As I came out of the bread aisle, Ma spotted me.

“Is that everything?”

“Dad went to get some ice cream.”

“No! Stop and Shop.”

Eerily I knew Ma meant the ice cream here was too expensive and she wanted Dad to go to the Stop and Shop to buy the ice cream.

I sprinted after Dad.

“She says she wants you to get the ice cream from Stop and Shop.”

Dad turned the cart to the registers sans ice cream.

“Y’know, you’re too good to her.”

“What do you mean?”

“I mean if it was me, I’d grab two half gallons of Heavenly Hash because I know she hates that flavor. After all, you’re paying for it.”

He chuckled and went to stand in the check out line behind Ma.

I went out to the car to wait. Another fish went down.

Back at the house, Dad and I unloaded the groceries. Since the expedition had gotten off to a late start, it was nearly time for me to leave.

“Time for me to make tracks.”

“Fine. See you in a month.” She raised the back of her hand to her forehead.

Ma usually offers to make me lunch, but she was not happy with me.
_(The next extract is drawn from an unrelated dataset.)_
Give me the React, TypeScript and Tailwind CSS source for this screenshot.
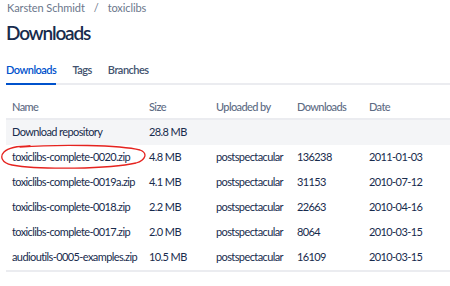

She turned her back to me and shoved the produce into the fridge.

Okay. I didn’t bother to tell her that Dad had piled a bunch of heavy stuff on top of the egg cartons. Not my monkey.

I certainly had a Roman holiday. It started out with fireworks and Roman candles in the driveway. We didn’t make 9 circuits around the Circus Maximus like Ben Hur did, but we completed a respectable 6 laps. I was heading home to a well deserved bottle of whine. I deserved it.


Erica Vetsch said...

I know it stinks for you, but I love Mahket Bahsket day. :)

Nutterone said...

You know I'm laughing... (holding myself to keep the pain at bay...) AND THEN IT SUDDENLY HITS ME... I'm GOING TO BE MA when I'm a weeble! My pa is already and I'm like him!!!! ARRRGGGHHHH!!!!